Are Asians Developing A Taste For Craft Beer?
Friday, February 23rd, 2018
Beer has been reinventing itself and small breweries are refreshing, reviving and reinventing craft beer as we know it. By Farah Nazurah
Craft beer is a type of beer brewed in a traditional manner and usually produced in smaller quantities than conventional beer. And consumers who look for hedonistic pleasures are turning to exotic, rare, and innovative flavours. Shigeharu Asahiri, chief executive officer, Coedo Brewery, gives his insight on the craft beer culture in Asia and what it takes to be a master beer brewer.
Share more on the company’s concept of craft brewery.
In Japanese, Coedo (pronounced co-eh-doe) literally means ‘Little Tokyo’, after the old name for Tokyo, ‘Edo’. Coedo is the nickname for Kawagoe (ka-wa-go-eh), a city in the Saitama Prefecture in Japan, located in the Greater Tokyo area. Since before modern Tokyo, Kawagoe has been influencing Japanese culture through its fashion, art and agriculture.
We aim to capture the Japanese aesthetic of design, craftsmanship and taste in our craft beers. And we collaborate with other breweries worldwide to create limited edition beers for our consumers. One of our most popular beers is the Beniaka, and it is made from Kawagoe sweet potatoes.
To us, beer is a natural gift—born from wide, fertile plains of wheat and crystal clean water. It is a staple of the European culinary culture for centuries and today, it is enjoyed regularly in countless markets around the world.
Beer has always been about the colour, aroma, taste, and pure, smooth-drinking for consumers. Each aspect of its character provides a distinctive and lively sensory experience. Our craft beers range in colour from the deep crimson of a uniquely Japanese beer made with native sweet potatoes, to the classic golden hue of our traditional pilsner. All of the our beers are named after classic Japanese hues—Shiro (white), Ruri (Lapis lazuli), Kyara (aloeswood), Shikkoku (jet black), and Beniaka (red).
What made the company venture in the craft beer market?
Our brewery has its roots in conscientious agricultural practices. Since 1970, the company has been pioneering farm-to-table produce and organic farming in Japan. In 1996, we started brewing our beers by utilising the local agricultural produces, which was also a value-added method for us.
Kyodoshoji Corporation, that was to eventually give rise to the Coedo Brewery, started as an organic farming initiative in the 1970s.
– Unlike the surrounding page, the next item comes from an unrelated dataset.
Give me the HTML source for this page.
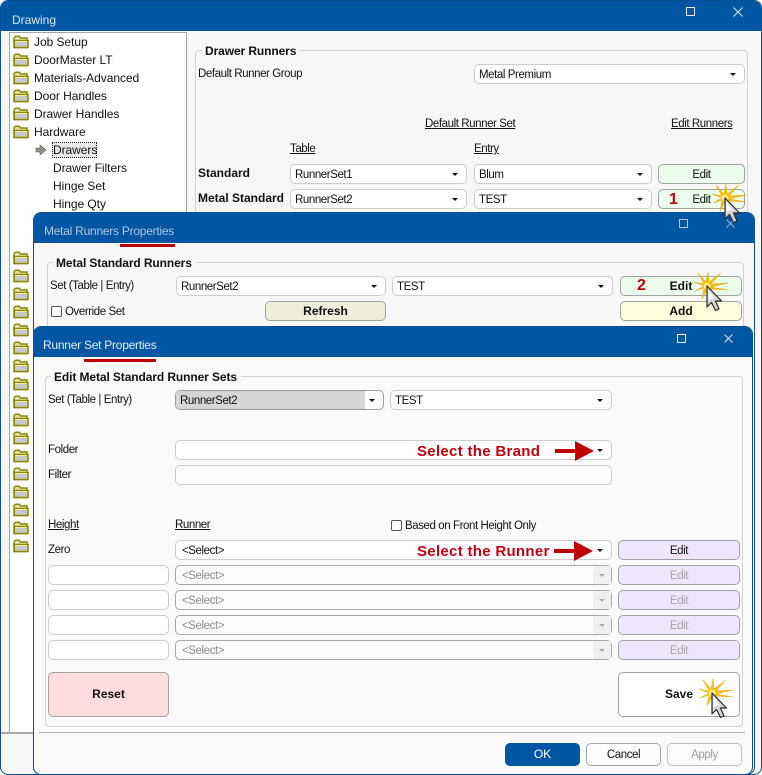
<!DOCTYPE html>
<html><head><meta charset="utf-8"><style>
html,body{margin:0;padding:0;background:#fff;width:762px;height:775px;overflow:hidden}
body{position:relative;font:11.5px/14px "Liberation Sans",sans-serif;letter-spacing:-.42px;color:#111}
div,span{position:absolute;box-sizing:border-box;white-space:nowrap}
.win{border:1px solid #0b4f92;border-radius:8px;overflow:hidden;background:#f7f7f7}
.bar{left:0;top:0;right:0;background:#0056a3}
.t{height:14px;line-height:16px}
.tr{font-size:12px;letter-spacing:-.05px}
.ti{font-size:12px;letter-spacing:-.25px}
.b{font-weight:bold;font-size:12px;letter-spacing:0}
.t.b,.t.tr,.t.ti{line-height:14px}
.u{text-decoration:underline}
.gb{border:1px solid #d2d2d2;border-radius:4px}
.lg{background:#f7f7f7;font-weight:bold;font-size:12px;letter-spacing:-.1px;height:14px;line-height:14px;padding:0 4px 0 3px;color:#111}
.c{background:#fff;border:1px solid #cdcdcd;border-radius:5px;height:20px;line-height:20px;padding-left:4px}
.c.a:after{content:"";position:absolute;right:8px;top:8px;border:3px solid transparent;border-top:3px solid #111;border-bottom:0}
.d{background:#fbfbfb;border:1px solid #a8a8a8;border-radius:5px;height:20px;line-height:20px;padding-left:6px;color:#8e8e8e}
.d i{position:absolute;right:0;top:0;width:18px;height:18px;background:#f0f0f0}
.d i:after{content:"";position:absolute;left:6px;top:8px;border:3px solid transparent;border-top:3px solid #aaa;border-bottom:0}
.btn{border:1px solid #a3a3a3;border-radius:5px;text-align:center;height:20px;line-height:20px}
.btn.b{line-height:18px}
.rl{background:#c00000;height:3px}
.sel{color:#c00010;font-weight:bold;font-size:15px;letter-spacing:.3px;height:16px;line-height:16px}
svg{position:absolute;overflow:visible}
</style></head><body>
<svg width="0" height="0" style="left:0;top:0"><defs>
<g id="fo"><path d="M1 12.500V3L2.500 1.200H6L7.500 3H14V12.500z" fill="#e6e4ae" stroke="#8d8600" stroke-width="1.500"/><path d="M1.200 12.500V5.500H15V12.500z" fill="#c8c8c8" stroke="#8d8600" stroke-width="1.500"/><path d="M2 6.500H14" stroke="#f2ef9a"/></g>
<g id="star"><path d="M21-3L4-2L14-13L2-4L1-14L-1-4L-9-13L-3-2L-13-4L-3 0L-12 5L-3 2L-5 13L0 4L3 12L3 3L21 4L4 1z" fill="#f7bf12" stroke="#e8a900" stroke-width=".5"/><circle r="3.500" fill="#ffe88a"/></g>
<g id="cur"><path d="M0 0V21L4.500 16.500L8.500 24.500L12 23L8.500 15H14.500z" fill="#d4d4d4" stroke="#2a2a2a" stroke-width="1.200" stroke-linejoin="round"/><path d="M1.500 3.500V15L4.500 12.500L7.500 12.500z" fill="#fff"/></g>
</defs></svg>

<!-- WINDOW 1 -->
<div class="win" style="left:0;top:0;width:762px;height:775px">
 <div class="bar" style="height:30px"></div>
 <div class="t ti" style="left:11px;top:12px;color:#dce6f2;letter-spacing:0">Drawing</div>
 <div style="left:685px;top:6px;width:9px;height:9px;border:1px solid #e8eef6"></div>
 <svg style="left:732px;top:6px" width="10" height="10"><path d="M.5 .5L9.500 9.500M9.500 .5L.5 9.500" stroke="#dce6f2"/></svg>
 <div style="left:8px;top:31px;width:178px;height:701px;background:#fff;border:1px solid #a5a5a5"></div>
 <div style="left:0;top:731px;width:100px;height:2px;background:#a8a8a8"></div>
</div>
<svg style="left:13px;top:35px" width="16" height="13"><use href="#fo"/></svg><div class="t tr" style="left:34px;top:35px">Job Setup</div>
<svg style="left:13px;top:53px" width="16" height="13"><use href="#fo"/></svg><div class="t tr" style="left:34px;top:53px">DoorMaster LT</div>
<svg style="left:13px;top:71px" width="16" height="13"><use href="#fo"/></svg><div class="t tr" style="left:34px;top:71px">Materials-Advanced</div>
<svg style="left:13px;top:89px" width="16" height="13"><use href="#fo"/></svg><div class="t tr" style="left:34px;top:89px">Door Handles</div>
<svg style="left:13px;top:107px" width="16" height="13"><use href="#fo"/></svg><div class="t tr" style="left:34px;top:107px">Drawer Handles</div>
<svg style="left:13px;top:125px" width="16" height="13"><use href="#fo"/></svg><div class="t tr" style="left:34px;top:125px">Hardware</div>
<svg style="left:36px;top:145px" width="10" height="10"><path d="M0 3h4V0l6 5l-6 5V7H0z" fill="#8f8f8f" stroke="#5d6b3a" stroke-width=".6"/></svg>
<div style="left:52px;top:142px;width:45px;height:16px;background:#e9e9e9;border:1px dotted #222"></div>
<div class="t tr" style="left:53px;top:143px">Drawers</div>
<div class="t tr" style="left:53px;top:161px">Drawer Filters</div>
<div class="t tr" style="left:53px;top:179px">Hinge Set</div>
<div class="t tr" style="left:53px;top:197px">Hinge Qty</div>
<svg style="left:13px;top:251px" width="16" height="13"><use href="#fo"/></svg>
<svg style="left:13px;top:269px" width="16" height="13"><use href="#fo"/></svg>
<svg style="left:13px;top:287px" width="16" height="13"><use href="#fo"/></svg>
<svg style="left:13px;top:305px" width="16" height="13"><use href="#fo"/></svg>
<svg style="left:13px;top:323px" width="16" height="13"><use href="#fo"/></svg>
<svg style="left:13px;top:341px" width="16" height="13"><use href="#fo"/></svg>
<svg style="left:13px;top:359px" width="16" height="13"><use href="#fo"/></svg>
<svg style="left:13px;top:377px" width="16" height="13"><use href="#fo"/></svg>
<svg style="left:13px;top:395px" width="16" height="13"><use href="#fo"/></svg>
<svg style="left:13px;top:413px" width="16" height="13"><use href="#fo"/></svg>
<svg style="left:13px;top:431px" width="16" height="13"><use href="#fo"/></svg>
<svg style="left:13px;top:449px" width="16" height="13"><use href="#fo"/></svg>
<svg style="left:13px;top:467px" width="16" height="13"><use href="#fo"/></svg>
<svg style="left:13px;top:485px" width="16" height="13"><use href="#fo"/></svg>
<svg style="left:13px;top:503px" width="16" height="13"><use href="#fo"/></svg>
<svg style="left:13px;top:521px" width="16" height="13"><use href="#fo"/></svg>
<svg style="left:13px;top:539px" width="16" height="13"><use href="#fo"/></svg>

<div class="gb" style="left:195px;top:50px;width:553px;height:200px"></div>
<div class="lg" style="left:202px;top:44px">Drawer Runners</div>
<div class="t" style="left:198px;top:66px">Default Runner Group</div>
<div class="c a" style="left:474px;top:64px;width:271px">Metal Premium</div>
<div class="t u" style="left:425px;top:116px">Default Runner Set</div>
<div class="t u" style="left:671px;top:116px">Edit Runners</div>
<div class="t u" style="left:290px;top:141px">Table</div>
<div class="t u" style="left:474px;top:141px">Entry</div>
<div class="t b" style="left:198px;top:166px">Standard</div>
<div class="t b" style="left:198px;top:191px">Metal Standard</div>
<div class="c a" style="left:290px;top:164px;width:177px">RunnerSet1</div>
<div class="c a" style="left:474px;top:164px;width:178px">Blum</div>
<div class="btn" style="left:658px;top:164px;width:87px;background:#ebfdeb">Edit</div>
<div class="c a" style="left:290px;top:189px;width:177px">RunnerSet2</div>
<div class="c a" style="left:474px;top:189px;width:178px">TEST</div>
<div class="btn" style="left:658px;top:189px;width:87px;background:#ebfdeb">Edit</div>
<div class="b" style="left:669px;top:192px;font-size:16px;line-height:16px;color:#c00010">1</div>

<!-- WINDOW 2 -->
<div class="win" style="left:33px;top:212px;width:722px;height:563px;background:#f8f8f8">
 <div class="bar" style="height:30px"></div>
</div>
<div class="t ti" style="left:44px;top:224px;color:#b4c6da">Metal Runners Properties</div>
<div class="rl" style="left:120px;top:244px;width:55px"></div>
<div style="left:679px;top:219px;width:9px;height:9px;border:1px solid #b4c6da"></div>
<svg style="left:726px;top:219px" width="9" height="9"><path d="M.5 .5L8.500 8.500M8.500 .5L.5 8.500" stroke="#9fb6cf"/></svg>
<div class="gb" style="left:47px;top:262px;width:697px;height:80px"></div>
<div class="lg" style="left:53px;top:256px;background:#f8f8f8">Metal Standard Runners</div>
<div class="t" style="left:50px;top:278px">Set (Table | Entry)</div>
<div class="c a" style="left:176px;top:276px;width:210px">RunnerSet2</div>
<div class="c a" style="left:392px;top:276px;width:221px">TEST</div>
<div class="btn b" style="left:620px;top:276px;width:122px;background:#ebfdeb">Edit</div>
<div class="b" style="left:637px;top:278px;font-size:16px;line-height:16px;color:#c00010">2</div>
<div style="left:51px;top:306px;width:11px;height:11px;border:1px solid #555;border-radius:2px;background:#fff"></div>
<div class="t" style="left:65px;top:304px">Override Set</div>
<div class="btn b" style="left:265px;top:301px;width:121px;background:#eeeeda">Refresh</div>
<div class="btn b" style="left:620px;top:301px;width:122px;background:#fdfddc">Add</div>

<!-- WINDOW 3 -->
<div class="win" style="left:33px;top:326px;width:720px;height:449px;background:#fafafa">
 <div class="bar" style="height:30px"></div>
</div>
<div class="t ti" style="left:43px;top:338px;color:#e3ebf4">Runner Set Properties</div>
<div class="rl" style="left:84px;top:359px;width:72px"></div>
<div style="left:677px;top:334px;width:9px;height:9px;border:1px solid #eef3f9"></div>
<svg style="left:724px;top:334px" width="9" height="9"><path d="M.5 .5L8.500 8.500M8.500 .5L.5 8.500" stroke="#dce6f2"/></svg>
<div class="gb" style="left:45px;top:376px;width:698px;height:351px"></div>
<div class="lg" style="left:51px;top:370px;background:#fafafa">Edit Metal Standard Runner Sets</div>
<div class="t" style="left:48px;top:392px">Set (Table | Entry)</div>
<div class="c a" style="left:175px;top:390px;width:209px;border-color:#a0a0a0;overflow:hidden">
 <div style="left:0;top:0;width:189px;height:18px;background:#d6d6d6"></div><span style="left:4px;top:0">RunnerSet2</span></div>
<div class="c a" style="left:390px;top:390px;width:222px">TEST</div>
<div class="t" style="left:48px;top:442px">Folder</div>
<div class="c a" style="left:175px;top:440px;width:437px"></div>
<div class="t" style="left:48px;top:467px">Filter</div>
<div class="c" style="left:175px;top:465px;width:437px;background:#fcfcfc"></div>
<div class="t u" style="left:48px;top:517px">Height</div>
<div class="t u" style="left:175px;top:517px">Runner</div>
<div style="left:391px;top:520px;width:11px;height:11px;border:1px solid #555;border-radius:2px;background:#fff"></div>
<div class="t" style="left:405px;top:518px">Based on Front Height Only</div>
<div class="t" style="left:48px;top:542px">Zero</div>
<div class="c a" style="left:175px;top:540px;width:437px;padding-left:6px">&lt;Select&gt;</div>
<div class="btn" style="left:618px;top:540px;width:122px;background:#efe6fd">Edit</div>

<div class="c" style="left:48px;top:565px;width:121px"></div>
<div class="d" style="left:175px;top:565px;width:437px">&lt;Select&gt;<i></i></div>
<div class="btn" style="left:618px;top:565px;width:122px;background:#efe6fd;color:#a5a5a5">Edit</div>
<div class="c" style="left:48px;top:590px;width:121px"></div>
<div class="d" style="left:175px;top:590px;width:437px">&lt;Select&gt;<i></i></div>
<div class="btn" style="left:618px;top:590px;width:122px;background:#efe6fd;color:#a5a5a5">Edit</div>
<div class="c" style="left:48px;top:615px;width:121px"></div>
<div class="d" style="left:175px;top:615px;width:437px">&lt;Select&gt;<i></i></div>
<div class="btn" style="left:618px;top:615px;width:122px;background:#efe6fd;color:#a5a5a5">Edit</div>
<div class="c" style="left:48px;top:640px;width:121px"></div>
<div class="d" style="left:175px;top:640px;width:437px">&lt;Select&gt;<i></i></div>
<div class="btn" style="left:618px;top:640px;width:122px;background:#efe6fd;color:#a5a5a5">Edit</div>

<div class="btn b" style="left:48px;top:672px;width:121px;height:45px;line-height:43px;background:#fddcdc">Reset</div>
<div class="btn b" style="left:618px;top:672px;width:122px;height:45px;line-height:43px;background:#fff">Save</div>
<div style="left:39px;top:732px;width:706px;height:1px;background:#b0b0b0"></div>
<div class="btn" style="left:505px;top:743px;width:75px;height:23px;line-height:21px;background:#0056a3;border-color:#0056a3;color:#fff;font-size:12px;letter-spacing:0">OK</div>
<div class="btn" style="left:586px;top:743px;width:75px;height:23px;line-height:23px;background:#fdfdfd">Cancel</div>
<div class="btn" style="left:667px;top:743px;width:75px;height:23px;line-height:23px;background:#fbfbfb;border-color:#c0c0c0;color:#9c9c9c">Apply</div>

<div class="sel" style="left:417px;top:444px">Select the Brand</div>
<svg style="left:555px;top:441px" width="40" height="20"><path d="M0 8h20V0l19 10L20 20v-8H0z" fill="#c00000"/></svg>
<div class="sel" style="left:417px;top:544px">Select the Runner</div>
<svg style="left:554px;top:541px" width="40" height="20"><path d="M0 8h20V0l19 10L20 20v-8H0z" fill="#c00000"/></svg>

<svg style="left:725px;top:198px" width="22" height="26"><use href="#star"/><use href="#cur"/></svg>
<svg style="left:707px;top:286px" width="22" height="26"><use href="#star"/><use href="#cur"/></svg>
<svg style="left:712px;top:693px" width="22" height="26"><use href="#star"/><use href="#cur"/></svg>
</body></html>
The agricultural site grew up alongside the city of Kawagoe, committed to providing safe and reliable produce. In 1996, the farmers succeeded in brewing beer from the sweet potatoes that grew out of their Kawagoe fields. Our craft beers were then born, out of a commitment to sustainable, organic farming practices in Japan.
In the late 1980s, the group began cultivating wheat to be used as green manure. This was when we decided to produce beer, when the farmers decided to use the wheat to brew the beers.
What are popular types of beer amongst consumers in Asia Pacific?
Like in Japan, craft beer culture in Asia Pacific has been growing at the same time the consumption of industrial beers has been declining. India Pale Ale is getting quite popular. Wheat beer is also popular among consumers, specifically in Southeast Asia.
Why did the company decide to work with a German brew master? How did it help the company?
In order to learn brewing techniques from a true master, we invited Christian Mitterbauer IV in 1997, a German who comes from a long line of braumeisters, to impart his knowledge on beer brewing to us. The reason for this was that craft beers were allowed to be brewed for the first time in Japan, after the easing of legal restrictions in 1994. Thus, the Japanese did not have the expertise in this sector as yet.
Our brewmasters studied under Mr Mitterbauer on-site for five full years to learn his craft. The artisan brewers form the heart of our operations, having inherited Mr Mitterbauer’s values in strict, time-tested craftsmanship and a passion for keeping traditional techniques alive.
What is the beer culture like in Japan?
Japan experienced a local beer boom after the easing of legal restrictions in 1994. It paved the way for a number of microbreweries to open their doors, thus starting the Japanese local beer movement. Most of these brewing sites catered to tourists, and ended up making beers that were more souvenirs than substantive products.
The local beer boom eventually began to die down, dealing no small blow to our brewery’s operations. Nowadays, the craft beer culture has been growing at the same time the consumption of industrial beers has been declining.